Should I just invest in an ETF like LIT instead of picking individual stocks?
The Global X Lithium & Battery Tech ETF (LIT) is a popular choice, but understand what you're getting. A significant portion of its holdings are in battery makers like BYD and Samsung SDI, not pure-play miners. It also holds cathode producers. It's a broader bet on the battery ecosystem. If you want pure mining exposure, you're diluted. An ETF is great for hands-off diversification across the chain, but if you have strong convictions on specific miners or want to avoid Chinese battery giants, direct stock ownership is the only way.
What's the single most overlooked metric when evaluating a lithium mining company?
Sustaining capital intensity. How much money do they need to reinvest just to maintain current production? Some brine operations have very low sustaining capex. Some hard rock mines are constantly needing to spend on new pits and waste stripping.
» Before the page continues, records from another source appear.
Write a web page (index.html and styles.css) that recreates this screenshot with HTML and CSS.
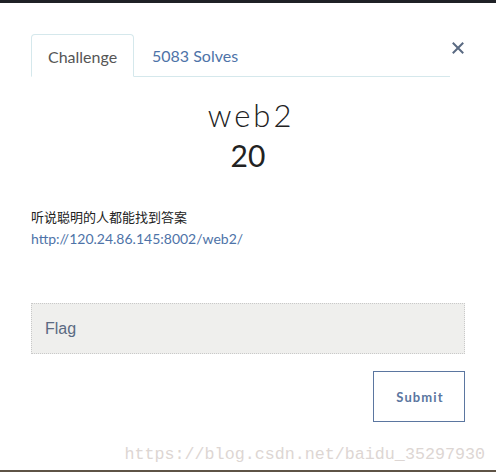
FILE: index.html
```html
<!DOCTYPE html>
<html>
<head>
<meta charset="utf-8">
<link rel="stylesheet" href="styles.css">
</head>
<body>
<div class="topbar"></div>
<div class="modal">
  <div class="header">
    <div class="tabs">
      <div class="tab active">Challenge</div>
      <div class="tab link">5083 Solves</div>
    </div>
    <div class="close">
      <svg width="12" height="12" viewBox="0 0 12 12"><path d="M1.5 1.5L10.5 10.5M10.5 1.5L1.5 10.5" stroke="#5a6a82" stroke-width="2" stroke-linecap="square"/></svg>
    </div>
  </div>
  <div class="title">web2</div>
  <div class="points">20</div>
  <div class="desc">
    <p class="cn">听说聪明的人都能找到答案</p>
    <a class="url">http://120.24.86.145:8002/web2/</a>
  </div>
  <div class="flag">Flag</div>
  <div class="actions"><div class="submit">Submit</div></div>
  <div class="watermark">https://blog.csdn.net/baidu_35297930</div>
</div>
<div class="bottomline"></div>
</body>
</html>
```
FILE: styles.css
```css
html, body { margin: 0; padding: 0; background: #fff; }
body { width: 496px; height: 472px; overflow: hidden; font-family: Lato, "Noto Sans CJK SC", sans-serif; display: flex; flex-direction: column; }
.topbar { height: 3px; background: #1f2126; flex: none; }
.modal { flex: 1; padding: 31px 31px 0 31px; display: flex; flex-direction: column; }
.header { display: flex; align-items: flex-start; }
.tabs { width: 420px; display: flex; border-bottom: 1px solid #d5e8ec; height: 42px; }
.tab { font-size: 16px; padding: 0 17px; line-height: 44px; box-sizing: border-box; height: 43px; }
.tab.active { color: #555; border: 1px solid #d5e8ec; border-bottom-color: #fff; border-radius: 4px 4px 0 0; width: 103px; padding-left: 16px; }
.tab.link { color: #4e73a8; padding-left: 18px; }
.close { width: 14px; padding-left: 1px; padding-top: 8px; display: flex; justify-content: center; }
.title { text-align: center; font-size: 31px; font-weight: 300; color: #222; letter-spacing: 3px; margin-top: 20px; line-height: 36px; padding-left: 6px; }
.points { text-align: center; font-size: 30px; font-weight: 400; color: #222; line-height: 36px; margin-top: 4px; }
.desc { margin-top: 33px; }
.cn { margin: 0; color: #222; line-height: 22px; font-family: "Noto Sans CJK SC", sans-serif; font-size: 13px; }
.url { color: #4e73a8; display: block; line-height: 22px; font-size: 14px; font-family: Lato, sans-serif; }
.flag { margin-top: 53px; height: 51px; box-sizing: border-box; background: #efefed; border: 1px dotted #c9c9c9; font-family: "Liberation Sans", Arial, sans-serif; font-size: 16px; color: #5a6a82; padding-left: 13px; line-height: 49px; }
.actions { display: flex; justify-content: flex-end; margin-top: 17px; }
.submit { width: 92px; height: 51px; box-sizing: border-box; border: 1.5px solid #5b76a0; color: #5b76a0; font-weight: 700; font-size: 13px; letter-spacing: 1.1px; display: flex; align-items: center; justify-content: center; padding-left: 2px; }
.watermark { font-family: "Liberation Mono", monospace; font-size: 16.7px; color: #ddd6d3; text-align: right; margin-right: -20px; margin-top: 22px; line-height: 22px; }
.bottomline { height: 2px; background: #5e5346; flex: none; margin-top: -2px; }
```
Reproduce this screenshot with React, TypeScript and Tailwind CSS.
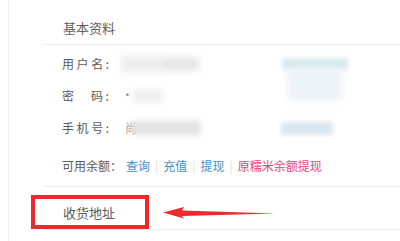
import React from "react";

export default function App() {
  const font = { fontFamily: '"Noto Sans CJK SC", "Noto Sans", sans-serif' };
  return (
    <div className="relative w-[400px] h-[241px] bg-white overflow-hidden" style={font}>
      <div className="flex h-full">
        <div className="w-[8px]" />
        <div className="flex-1 border-l border-[#efefef] pl-[35px]">
          <div className="h-[45px] border-b border-[#ececec] pl-[19px] pt-[19px] text-[13px] leading-[17px] text-[#5f5f5f]">
            基本资料
          </div>
          <div className="pl-[18px] pt-[3px] text-[12px] text-[#5a5a5a]">
            <div className="flex items-center h-[32px]">
              <span className="w-[58px] tracking-[2.6px]">用户名:</span>
              <div className="ml-[1px] h-[16px] w-[40px] bg-[#ececec] blur-[3px]" />
              <div className="h-[14px] w-[38px] bg-[#e6e6e6] blur-[3px]" />
              <div className="ml-[83px] h-[12px] w-[66px] bg-[#d9eaee] blur-[2px]" />
            </div>
            <div className="flex items-center h-[32px]">
              <span className="flex w-[58px]">
                <span>密</span>
                <span className="ml-[17px] tracking-[2.6px]">码:</span>
              </span>
              <span className="ml-[5px] text-[10px] text-[#777]">*</span>
              <div className="ml-[3px] h-[14px] w-[30px] bg-[#f0f0f0] blur-[3px]" />
              <div className="ml-[124px] -mt-[22px] h-[32px] w-[56px] bg-[#eef3f8] blur-[3px]" />
            </div>
            <div className="flex items-center h-[32px]">
              <span className="w-[58px] tracking-[2.6px]">手机号:</span>
              <span className="ml-[5px] text-[#999]">尚</span>
              <div className="-ml-[6px] h-[14px] w-[70px] bg-[#e2e2e2] blur-[3px]" />
              <div className="ml-[80px] h-[13px] w-[52px] bg-[#dbe7f0] blur-[2px]" />
            </div>
            <div className="flex items-center h-[32px] mt-[6px]">
              <span className="w-[64px]">可用余额：</span>
              <span className="text-[#3d8fcf]">查询</span>
              <span className="mx-[5px] text-[#ddd]">|</span>
              <span className="text-[#3d8fcf]">充值</span>
              <span className="mx-[5px] text-[#ddd]">|</span>
              <span className="text-[#3d8fcf]">提现</span>
              <span className="mx-[5px] text-[#ddd]">|</span>
              <span className="text-[#e8467c]">原糯米余额提现</span>
            </div>
          </div>
          <div className="mt-[4px] border-t border-[#ececec] h-[44px] border-b pl-[19px] pt-[18px] text-[13px] leading-[16px] text-[#5a5a5a]">
            收货地址
          </div>
        </div>
      </div>
      <div className="absolute left-[31px] top-[195px] w-[118px] h-[34px] border-[4px] border-[#f0272d]" />
      <svg className="absolute left-[160px] top-[204px]" width="120" height="18" viewBox="0 0 120 18">
        <path d="M3 8.5 L24 3 L22 6.5 L115 9.5 L22 12 L24 14.5 Z" fill="#ee2a2e" />
      </svg>
    </div>
  );
}
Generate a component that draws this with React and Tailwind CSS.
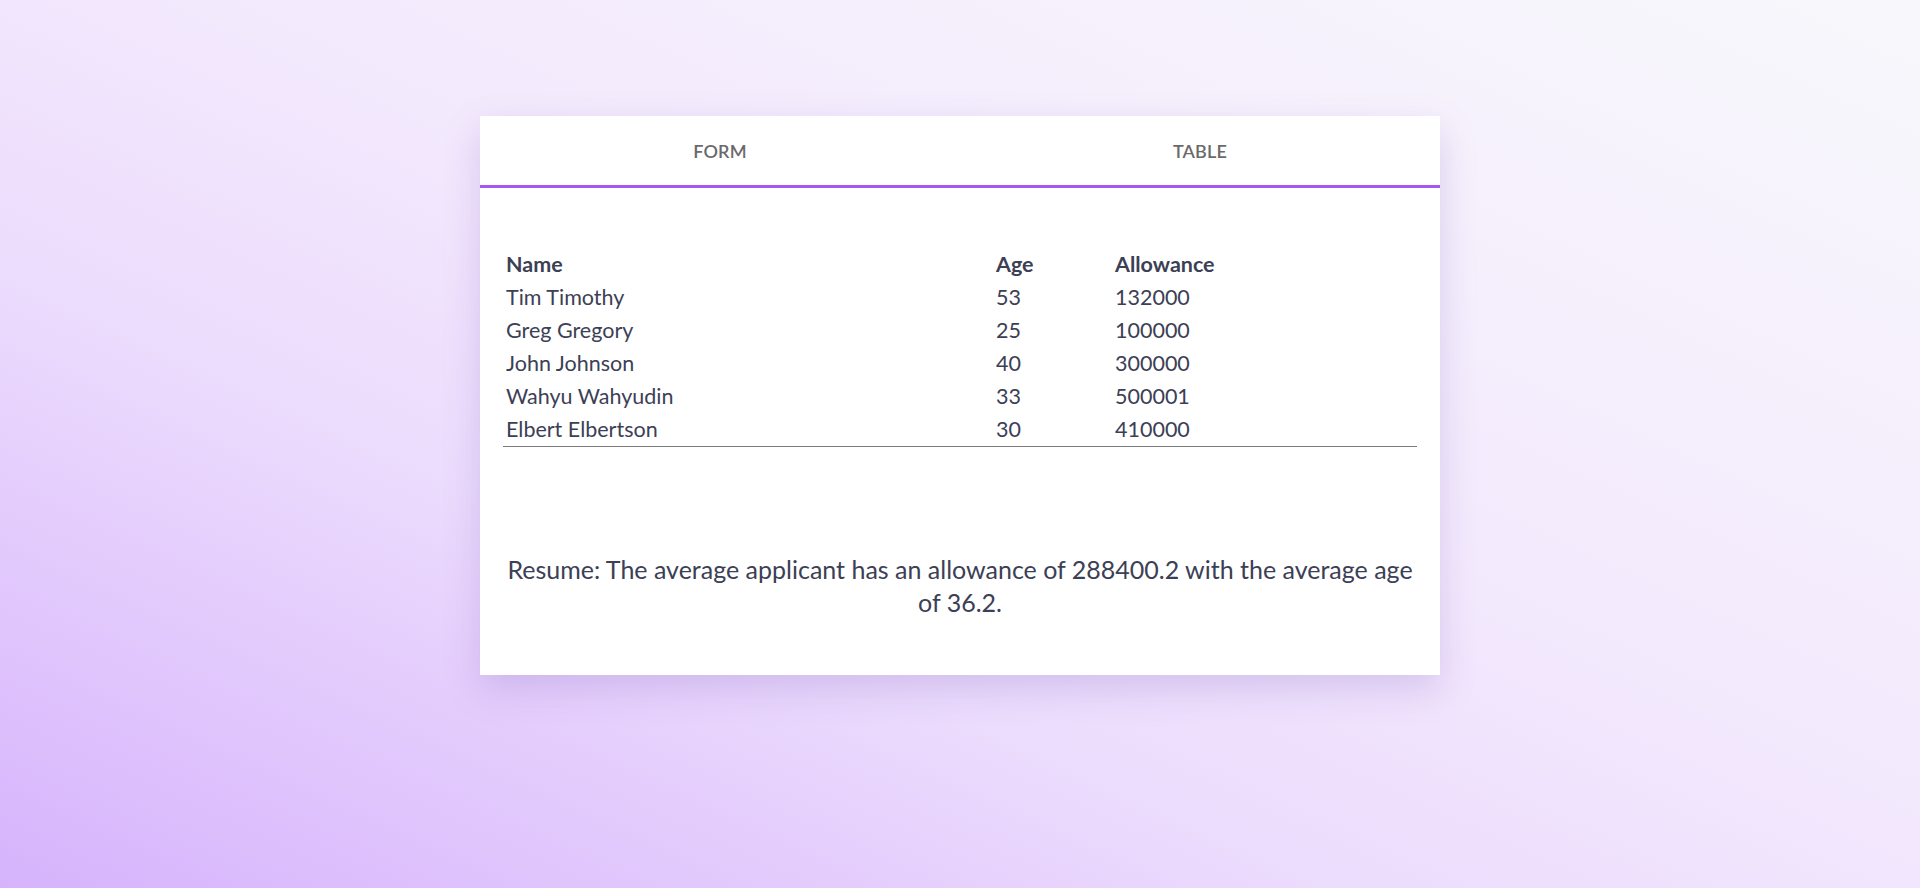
import { useState } from "react";

const rows = [
  { name: "Tim Timothy", age: 53, allowance: 132000 },
  { name: "Greg Gregory", age: 25, allowance: 100000 },
  { name: "John Johnson", age: 40, allowance: 300000 },
  { name: "Wahyu Wahyudin", age: 33, allowance: 500001 },
  { name: "Elbert Elbertson", age: 30, allowance: 410000 },
];

export default function App() {
  const [tab, setTab] = useState("table");

  const avgAllowance =
    rows.reduce((sum, r) => sum + r.allowance, 0) / rows.length;
  const avgAge = rows.reduce((sum, r) => sum + r.age, 0) / rows.length;
  const resume = `Resume: The average applicant has an allowance of ${avgAllowance} with the average age of ${avgAge}.`;

  return (
    <div
      className="min-h-screen w-full bg-[linear-gradient(to_top_right,#d6b3fc_0%,#ecdcfd_35%,#f3e9fd_55%,#f8f8fc_100%)] pt-[116px]"
      style={{ fontFamily: "Lato, 'Noto Sans', sans-serif" }}
    >
      <div className="mx-auto w-[960px] bg-white shadow-[0_14px_34px_rgba(120,80,180,0.22)]">
        {/* tabs */}
        <div className="flex h-[72px] border-b-[3px] border-[#a259ee]">
          <button
            onClick={() => setTab("form")}
            className="flex-1 pt-[2px] text-[18px] font-semibold uppercase tracking-[0.2px] text-[#6a6a6a]"
          >
            Form
          </button>
          <button
            onClick={() => setTab("table")}
            className="flex-1 pt-[2px] text-[18px] font-semibold uppercase tracking-[0.2px] text-[#6a6a6a]"
          >
            Table
          </button>
        </div>

        <div className="px-[23px] pt-[60px] pb-[56px] text-[#3c4055]">
          <table className="w-full table-fixed border-collapse border-b border-[#7c7c7c] text-left text-[21.5px]">
            <colgroup>
              <col className="w-[490px]" />
              <col className="w-[119px]" />
              <col />
            </colgroup>
            <thead>
              <tr className="h-[33px]">
                <th className="px-[3px] font-bold">Name</th>
                <th className="px-[3px] font-bold">Age</th>
                <th className="px-[3px] font-bold">Allowance</th>
              </tr>
            </thead>
            <tbody>
              {rows.map((r) => (
                <tr key={r.name} className="h-[33px]">
                  <td className="px-[3px]">{r.name}</td>
                  <td className="px-[3px]">{r.age}</td>
                  <td className="px-[3px]">{r.allowance}</td>
                </tr>
              ))}
            </tbody>
          </table>

          <p className="mx-auto mt-[106px] max-w-[910px] text-center text-[25px] leading-[33px]">
            {resume}
          </p>
        </div>
      </div>
    </div>
  );
}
A company that generates impressive free cash flow at peak prices but has to plow 80% of it back into the ground just to stand still is less attractive than one with lower margins but minimal maintenance needs. This metric tells you how much "excess" cash is truly available for dividends, growth, or debt repayment over the long haul.

The path forward in lithium investing isn't about finding a magic bullet. It's about diligent, skeptical analysis. Look past the glossy presentations. Focus on cost, jurisdiction, management execution, and balance sheet strength. Build a portfolio that can survive the inevitable downturns. The energy transition needs lithium, but that doesn't mean every lithium mining stock is a good investment. The difference lies in the details buried in the geology reports and financial statements.

This analysis is based on publicly available financial reports, technical disclosures, and industry research from sources including the U.S. Geological Survey (USGS) Mineral Commodity Summaries and the International Energy Agency (IEA).